Lightelligence’s Hummingbird is a SiP combining its 64-core AI inference accelerator ASIC with the optical network-on-chip interposer. This is the first specific implementation of Lightelligence’s oNoC technology, which carries data, encoded onto light, in an all-to-all broadcast mode between the 64 cores.
“For convolution, which is a big part of AI, that allows us to do a very interesting mathematical function where each core is doing a piece of the work and then simultaneously blasting it to every other core every clock cycle,” Steinman said.
Hummingbird’s accelerator is a SIMD (single instruction, multiple data) machine with a “fairly simple” proprietary instruction set, he said. Each of the identical cores has SRAM and compute for scalar and vector operations, plus embedded transmitter and receiver circuitry that converts between the electrical and optical domains.
There’s an analog interface on the ASIC that is coupled to the photonic interposer. When light from a laser mounted on the interposer passes it, the circuitry on the ASIC alters the refractive index of the silicon waveguide below to modulate the light passing by (complete darkness isn’t required for a zero, it just has to be modulated sufficiently to distinguish it from a one).
At the other end, there’s a receiver photodiode that converts incoming light pulses into an electrical current. This current is amplified and analog circuitry does threshold detection to convert the signal into a bitstream. Features like error correction code (ECC), framing, encoding and more can be layered on top, Steinman said.
The analog circuitry on the electronic die can be calibrated to account for process variabilities.
“[Refractive index] will vary from die-to-die and transmitter-to-transmitter, so our electronic circuitry is able to adjust to those characteristics,” he said. “One of the things we do early in the powerup sequence is to calibrate the design—run known patterns through it and see what the circuit response is—so we can adjust knobs on the analog side.”
While Lightelligence uses an optical NoC on its PACE optical compute product, the technology on Hummingbird is quite different, Steinman said.
“There’s a little bit of IP reuse, but it’s a little different because of the type of communication—this is high speed digital versus PACE where there’s an analog computation, it’s not just ones and zeroes,” he said.
Hummingbird is available on a PCIe card.
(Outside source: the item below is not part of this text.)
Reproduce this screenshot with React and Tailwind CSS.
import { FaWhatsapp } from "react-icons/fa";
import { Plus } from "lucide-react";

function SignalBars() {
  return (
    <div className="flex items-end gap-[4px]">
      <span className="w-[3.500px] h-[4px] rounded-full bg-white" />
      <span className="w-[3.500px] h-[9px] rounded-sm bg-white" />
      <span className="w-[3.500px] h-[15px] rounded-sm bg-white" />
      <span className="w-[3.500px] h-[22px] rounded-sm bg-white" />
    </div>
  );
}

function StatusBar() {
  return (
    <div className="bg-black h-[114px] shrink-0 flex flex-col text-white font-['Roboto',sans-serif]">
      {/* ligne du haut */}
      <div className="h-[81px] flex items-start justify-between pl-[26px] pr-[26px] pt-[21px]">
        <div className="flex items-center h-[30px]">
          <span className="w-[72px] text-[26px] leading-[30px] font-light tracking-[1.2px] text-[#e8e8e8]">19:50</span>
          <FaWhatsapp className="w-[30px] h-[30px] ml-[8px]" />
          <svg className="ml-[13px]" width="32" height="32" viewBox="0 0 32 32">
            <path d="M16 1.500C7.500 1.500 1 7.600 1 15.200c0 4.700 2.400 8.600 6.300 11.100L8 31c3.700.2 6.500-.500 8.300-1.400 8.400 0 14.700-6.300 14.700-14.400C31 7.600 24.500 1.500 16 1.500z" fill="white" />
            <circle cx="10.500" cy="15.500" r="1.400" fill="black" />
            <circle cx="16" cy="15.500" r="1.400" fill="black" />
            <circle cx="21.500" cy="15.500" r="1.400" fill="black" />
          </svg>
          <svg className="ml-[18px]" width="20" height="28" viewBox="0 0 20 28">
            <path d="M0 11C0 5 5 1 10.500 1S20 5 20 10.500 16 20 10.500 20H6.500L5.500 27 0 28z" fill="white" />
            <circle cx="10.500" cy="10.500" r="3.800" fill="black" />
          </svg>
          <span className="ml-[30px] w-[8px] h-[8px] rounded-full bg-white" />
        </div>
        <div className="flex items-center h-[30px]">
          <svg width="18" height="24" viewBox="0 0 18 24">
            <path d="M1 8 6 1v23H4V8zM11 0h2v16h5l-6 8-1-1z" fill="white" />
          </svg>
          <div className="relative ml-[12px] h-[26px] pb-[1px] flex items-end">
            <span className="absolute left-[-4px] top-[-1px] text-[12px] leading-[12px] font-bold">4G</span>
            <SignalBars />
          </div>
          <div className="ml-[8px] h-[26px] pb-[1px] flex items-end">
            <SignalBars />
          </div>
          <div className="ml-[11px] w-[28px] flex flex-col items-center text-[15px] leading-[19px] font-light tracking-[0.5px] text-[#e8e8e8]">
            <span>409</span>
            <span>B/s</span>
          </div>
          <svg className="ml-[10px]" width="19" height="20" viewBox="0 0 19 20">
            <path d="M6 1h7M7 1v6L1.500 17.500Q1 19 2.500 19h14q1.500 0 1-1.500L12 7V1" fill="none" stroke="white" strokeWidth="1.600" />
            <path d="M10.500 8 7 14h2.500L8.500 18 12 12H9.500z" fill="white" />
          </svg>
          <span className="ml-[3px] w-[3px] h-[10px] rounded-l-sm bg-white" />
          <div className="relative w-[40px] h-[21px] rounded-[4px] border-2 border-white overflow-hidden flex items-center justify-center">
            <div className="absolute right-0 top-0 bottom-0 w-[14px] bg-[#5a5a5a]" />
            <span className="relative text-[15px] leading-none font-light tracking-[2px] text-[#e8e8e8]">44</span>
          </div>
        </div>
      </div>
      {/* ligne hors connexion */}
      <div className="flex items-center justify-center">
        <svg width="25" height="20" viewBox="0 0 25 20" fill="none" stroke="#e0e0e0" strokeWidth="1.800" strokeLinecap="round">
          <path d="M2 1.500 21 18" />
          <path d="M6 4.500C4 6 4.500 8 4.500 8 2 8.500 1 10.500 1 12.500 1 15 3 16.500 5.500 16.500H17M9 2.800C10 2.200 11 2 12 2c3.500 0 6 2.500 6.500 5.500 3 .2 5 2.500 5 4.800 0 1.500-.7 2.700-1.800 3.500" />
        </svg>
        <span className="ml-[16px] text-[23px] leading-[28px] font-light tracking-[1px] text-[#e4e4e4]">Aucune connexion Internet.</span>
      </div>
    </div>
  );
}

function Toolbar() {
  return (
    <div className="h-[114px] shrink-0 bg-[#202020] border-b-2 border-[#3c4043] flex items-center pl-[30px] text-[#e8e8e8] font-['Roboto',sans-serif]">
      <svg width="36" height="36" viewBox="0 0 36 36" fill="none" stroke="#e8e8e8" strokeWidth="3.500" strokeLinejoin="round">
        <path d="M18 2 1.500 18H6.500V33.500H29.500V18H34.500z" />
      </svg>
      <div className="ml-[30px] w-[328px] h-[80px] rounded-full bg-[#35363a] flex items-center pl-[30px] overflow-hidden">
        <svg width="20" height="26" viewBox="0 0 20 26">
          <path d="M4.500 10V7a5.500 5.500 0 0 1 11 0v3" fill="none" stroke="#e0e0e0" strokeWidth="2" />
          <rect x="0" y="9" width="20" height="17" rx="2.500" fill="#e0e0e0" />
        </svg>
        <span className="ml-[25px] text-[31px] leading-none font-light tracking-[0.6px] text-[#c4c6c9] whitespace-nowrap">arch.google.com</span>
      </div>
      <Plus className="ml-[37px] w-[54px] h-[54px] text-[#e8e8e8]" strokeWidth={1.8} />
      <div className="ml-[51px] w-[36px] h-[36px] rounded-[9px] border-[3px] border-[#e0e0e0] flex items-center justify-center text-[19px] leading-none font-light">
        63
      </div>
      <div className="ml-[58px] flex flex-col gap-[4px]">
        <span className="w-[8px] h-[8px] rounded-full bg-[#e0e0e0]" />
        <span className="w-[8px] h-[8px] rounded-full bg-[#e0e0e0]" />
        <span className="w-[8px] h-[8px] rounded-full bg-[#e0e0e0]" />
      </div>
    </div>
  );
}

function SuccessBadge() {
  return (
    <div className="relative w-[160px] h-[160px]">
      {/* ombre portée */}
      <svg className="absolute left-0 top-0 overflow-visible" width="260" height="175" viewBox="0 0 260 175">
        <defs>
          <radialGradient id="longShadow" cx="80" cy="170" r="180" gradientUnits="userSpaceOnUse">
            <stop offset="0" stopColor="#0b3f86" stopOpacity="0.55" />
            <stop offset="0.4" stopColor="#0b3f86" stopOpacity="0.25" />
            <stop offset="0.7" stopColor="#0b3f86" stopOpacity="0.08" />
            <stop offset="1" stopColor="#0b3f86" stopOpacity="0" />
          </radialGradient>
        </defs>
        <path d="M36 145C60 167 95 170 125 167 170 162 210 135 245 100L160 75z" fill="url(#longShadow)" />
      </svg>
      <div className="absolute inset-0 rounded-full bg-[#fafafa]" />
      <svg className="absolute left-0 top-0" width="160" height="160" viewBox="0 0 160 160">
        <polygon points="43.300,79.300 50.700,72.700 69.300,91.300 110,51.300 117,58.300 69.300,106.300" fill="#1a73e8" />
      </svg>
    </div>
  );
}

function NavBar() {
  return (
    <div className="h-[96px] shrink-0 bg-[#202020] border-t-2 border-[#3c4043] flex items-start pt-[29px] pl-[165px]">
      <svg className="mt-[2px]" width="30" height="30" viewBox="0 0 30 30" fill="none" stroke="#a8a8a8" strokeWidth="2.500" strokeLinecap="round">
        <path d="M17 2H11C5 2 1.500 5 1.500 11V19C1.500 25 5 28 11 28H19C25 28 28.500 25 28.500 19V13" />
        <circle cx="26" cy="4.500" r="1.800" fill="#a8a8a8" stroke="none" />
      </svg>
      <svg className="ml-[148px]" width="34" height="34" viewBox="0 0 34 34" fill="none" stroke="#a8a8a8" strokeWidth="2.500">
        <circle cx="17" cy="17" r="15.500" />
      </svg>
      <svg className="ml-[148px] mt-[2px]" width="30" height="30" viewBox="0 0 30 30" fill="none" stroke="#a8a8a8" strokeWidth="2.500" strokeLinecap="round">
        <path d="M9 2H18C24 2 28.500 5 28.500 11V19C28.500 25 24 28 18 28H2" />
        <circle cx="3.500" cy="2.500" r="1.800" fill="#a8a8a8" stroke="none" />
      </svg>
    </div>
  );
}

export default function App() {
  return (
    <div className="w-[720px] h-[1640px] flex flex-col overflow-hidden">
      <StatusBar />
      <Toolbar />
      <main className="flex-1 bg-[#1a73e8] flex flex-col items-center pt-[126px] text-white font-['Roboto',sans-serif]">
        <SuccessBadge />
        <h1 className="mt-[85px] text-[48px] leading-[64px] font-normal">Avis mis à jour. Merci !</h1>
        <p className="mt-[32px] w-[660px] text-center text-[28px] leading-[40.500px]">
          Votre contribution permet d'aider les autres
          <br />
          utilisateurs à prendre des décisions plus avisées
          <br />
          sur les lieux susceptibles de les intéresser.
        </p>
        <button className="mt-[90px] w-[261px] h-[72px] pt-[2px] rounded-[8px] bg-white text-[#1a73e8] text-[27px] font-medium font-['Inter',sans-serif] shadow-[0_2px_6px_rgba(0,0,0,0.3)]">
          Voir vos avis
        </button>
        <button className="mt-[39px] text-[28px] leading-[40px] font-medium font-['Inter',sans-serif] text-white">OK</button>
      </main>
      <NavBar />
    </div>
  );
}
Building a whole system complete with an AI software stack was necessary to work out all the kinks, according to Steinman.
“Our belief is that if we’re going to develop some new kind of interconnect, there’s bound to be implications at every level,” he said. “In a computer system there’s digital design, in our case we also have analog and photonic design, there’s packaging, there’s system design, there’s software implications, and everything has some sort of implication or second- or third-order effect.”
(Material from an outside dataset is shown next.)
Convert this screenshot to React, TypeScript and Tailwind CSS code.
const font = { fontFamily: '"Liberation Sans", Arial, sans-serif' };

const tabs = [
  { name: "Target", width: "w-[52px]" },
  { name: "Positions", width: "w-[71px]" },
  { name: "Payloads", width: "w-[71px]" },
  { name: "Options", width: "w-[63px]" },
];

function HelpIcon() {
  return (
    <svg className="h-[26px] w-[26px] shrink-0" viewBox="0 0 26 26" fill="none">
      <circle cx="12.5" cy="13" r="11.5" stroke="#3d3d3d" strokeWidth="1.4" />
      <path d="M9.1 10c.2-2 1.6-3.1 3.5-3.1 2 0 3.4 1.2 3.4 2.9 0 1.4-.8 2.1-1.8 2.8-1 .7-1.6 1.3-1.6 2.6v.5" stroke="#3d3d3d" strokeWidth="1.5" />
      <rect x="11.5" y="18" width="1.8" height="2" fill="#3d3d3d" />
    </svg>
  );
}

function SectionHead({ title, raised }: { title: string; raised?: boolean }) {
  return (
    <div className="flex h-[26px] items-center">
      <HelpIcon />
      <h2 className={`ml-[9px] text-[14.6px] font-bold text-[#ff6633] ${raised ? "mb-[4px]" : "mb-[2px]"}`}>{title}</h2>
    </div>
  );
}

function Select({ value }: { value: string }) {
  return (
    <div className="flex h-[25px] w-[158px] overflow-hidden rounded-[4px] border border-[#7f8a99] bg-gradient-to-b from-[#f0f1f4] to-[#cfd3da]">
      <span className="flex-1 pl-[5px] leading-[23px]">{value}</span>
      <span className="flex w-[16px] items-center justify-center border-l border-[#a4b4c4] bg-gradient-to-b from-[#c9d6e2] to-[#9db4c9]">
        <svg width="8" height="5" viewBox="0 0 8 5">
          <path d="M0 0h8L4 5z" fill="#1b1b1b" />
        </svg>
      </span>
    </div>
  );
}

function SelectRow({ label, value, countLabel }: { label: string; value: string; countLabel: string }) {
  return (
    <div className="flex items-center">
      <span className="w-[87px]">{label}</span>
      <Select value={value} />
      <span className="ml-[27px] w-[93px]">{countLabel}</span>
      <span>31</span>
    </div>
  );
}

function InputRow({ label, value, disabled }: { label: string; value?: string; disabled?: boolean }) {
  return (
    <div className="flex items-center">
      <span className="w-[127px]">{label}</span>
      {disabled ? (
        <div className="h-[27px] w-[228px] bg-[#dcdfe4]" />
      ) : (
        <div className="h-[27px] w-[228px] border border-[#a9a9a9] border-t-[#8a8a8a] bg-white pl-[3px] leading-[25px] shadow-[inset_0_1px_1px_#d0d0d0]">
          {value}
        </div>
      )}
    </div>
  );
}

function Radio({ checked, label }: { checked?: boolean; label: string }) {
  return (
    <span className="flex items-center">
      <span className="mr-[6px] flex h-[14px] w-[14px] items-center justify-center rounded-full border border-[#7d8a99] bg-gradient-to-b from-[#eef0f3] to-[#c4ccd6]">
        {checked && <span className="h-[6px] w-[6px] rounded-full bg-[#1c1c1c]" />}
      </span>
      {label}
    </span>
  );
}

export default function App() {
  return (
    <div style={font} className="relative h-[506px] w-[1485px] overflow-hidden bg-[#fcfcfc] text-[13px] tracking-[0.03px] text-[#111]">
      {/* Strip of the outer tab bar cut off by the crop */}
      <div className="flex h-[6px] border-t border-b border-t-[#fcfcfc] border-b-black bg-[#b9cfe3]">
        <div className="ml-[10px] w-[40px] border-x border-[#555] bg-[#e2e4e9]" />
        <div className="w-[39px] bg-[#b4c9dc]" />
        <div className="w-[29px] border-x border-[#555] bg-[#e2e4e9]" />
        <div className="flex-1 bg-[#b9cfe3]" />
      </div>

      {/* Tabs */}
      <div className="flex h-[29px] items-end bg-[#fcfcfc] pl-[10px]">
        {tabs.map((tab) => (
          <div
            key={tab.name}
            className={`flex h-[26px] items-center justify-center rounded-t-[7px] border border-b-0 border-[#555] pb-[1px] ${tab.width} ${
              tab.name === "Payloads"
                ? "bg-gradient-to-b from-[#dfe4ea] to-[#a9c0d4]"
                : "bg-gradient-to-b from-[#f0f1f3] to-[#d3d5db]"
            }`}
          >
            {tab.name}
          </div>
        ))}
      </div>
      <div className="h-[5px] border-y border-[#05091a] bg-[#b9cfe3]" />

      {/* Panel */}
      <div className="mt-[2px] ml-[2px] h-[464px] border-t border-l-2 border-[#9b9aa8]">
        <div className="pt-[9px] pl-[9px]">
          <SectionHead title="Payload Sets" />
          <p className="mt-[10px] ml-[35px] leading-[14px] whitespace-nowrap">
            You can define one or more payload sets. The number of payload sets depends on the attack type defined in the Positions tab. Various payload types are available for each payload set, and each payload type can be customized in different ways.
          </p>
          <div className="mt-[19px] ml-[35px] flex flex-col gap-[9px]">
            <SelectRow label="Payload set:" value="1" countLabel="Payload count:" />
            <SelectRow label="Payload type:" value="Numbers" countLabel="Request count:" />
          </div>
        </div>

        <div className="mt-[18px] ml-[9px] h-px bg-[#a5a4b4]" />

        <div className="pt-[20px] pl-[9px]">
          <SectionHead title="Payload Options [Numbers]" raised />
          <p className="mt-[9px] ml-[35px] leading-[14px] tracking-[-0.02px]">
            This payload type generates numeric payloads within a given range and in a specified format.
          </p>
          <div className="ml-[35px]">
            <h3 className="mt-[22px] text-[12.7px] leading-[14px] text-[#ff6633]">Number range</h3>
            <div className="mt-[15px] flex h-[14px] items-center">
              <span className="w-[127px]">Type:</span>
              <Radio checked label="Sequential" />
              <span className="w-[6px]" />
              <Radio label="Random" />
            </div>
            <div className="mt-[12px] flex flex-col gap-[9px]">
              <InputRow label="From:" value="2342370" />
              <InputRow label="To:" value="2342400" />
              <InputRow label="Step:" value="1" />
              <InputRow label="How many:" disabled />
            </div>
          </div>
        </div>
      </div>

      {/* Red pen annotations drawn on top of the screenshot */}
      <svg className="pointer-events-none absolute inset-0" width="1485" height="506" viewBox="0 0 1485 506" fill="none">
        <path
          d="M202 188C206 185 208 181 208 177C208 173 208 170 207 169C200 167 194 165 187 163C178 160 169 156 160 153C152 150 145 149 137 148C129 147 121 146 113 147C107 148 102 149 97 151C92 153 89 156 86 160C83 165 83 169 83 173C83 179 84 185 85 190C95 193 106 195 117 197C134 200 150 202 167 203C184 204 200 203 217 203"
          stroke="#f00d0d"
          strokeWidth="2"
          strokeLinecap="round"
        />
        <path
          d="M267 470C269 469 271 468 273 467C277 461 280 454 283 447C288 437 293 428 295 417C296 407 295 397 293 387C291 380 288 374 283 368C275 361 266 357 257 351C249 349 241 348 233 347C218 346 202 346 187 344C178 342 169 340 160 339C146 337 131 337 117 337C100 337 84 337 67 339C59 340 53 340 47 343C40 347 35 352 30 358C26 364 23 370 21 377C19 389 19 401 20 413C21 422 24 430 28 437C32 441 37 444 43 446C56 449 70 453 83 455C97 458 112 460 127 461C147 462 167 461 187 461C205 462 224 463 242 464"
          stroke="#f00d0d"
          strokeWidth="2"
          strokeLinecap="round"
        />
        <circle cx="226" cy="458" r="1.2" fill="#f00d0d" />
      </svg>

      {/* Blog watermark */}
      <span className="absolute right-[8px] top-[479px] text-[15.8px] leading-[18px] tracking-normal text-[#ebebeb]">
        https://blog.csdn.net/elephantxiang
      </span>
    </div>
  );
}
One thing Lightelligence learned was that they needed another interposer layer—a laminate interposer—between the electronic and photonic dies to deliver power to the electronic chip. Future generations of the technology will enable direct connections between the two dies.
“3D technologies are cutting edge, and we didn’t want to wait for the full enablement of that to bring this out,” Steinman said. “We felt this was the way we could do a first implementation that will only get better when we have the 3D stacking, when we can eliminate [the laminate interposer] layer.”
Lightelligence also has a full AI software stack up and running, he said, which can run Pytorch models. The overall aim is to abstract away any “exotic” technologies, presenting simply a PCIe card with a software stack that can be used like any other AI accelerator.
The aim for Hummingbird is to prove out the software stack and get customer feedback on functionality, Steinman said.
“We don’t have any illusions that this is going to supplant Nvidia, it’s more about the possibilities of the technology—we need a legitimate, functioning proof point,” he addded.
“We want to use Hummingbird primarily as a vehicle to enable conversations, to get to purpose-built semi-custom implementations with partners,” he said. “The next generation will probably be semi-custom implementations working with partners, then maybe develop a standard interface template that’s a bit more generic. I think those first few adopters will want to do a very close collaboration, but we’re open to any model; we don’t want to pre-suppose the way people want to do business, and we’re flexible enough to do that at this point.”
Future generations of Hummingbird will use reticle-stitching technology (which etches a test pattern at the reticle boundary to test stepper alignment) to allow photonic interposers bigger than the reticle limit to support many-chiplet architectures. Future technology generations may also see separate photonic transmitter/receiver chiplets connected electrically to compute and memory chiplets, and/or licensed transmitter/receiver IP embedded into customer chiplets.
Hummingbird PCIe cards have been sampled to an early partner, with full availability of the card and the software development kit coming in Q3 2023.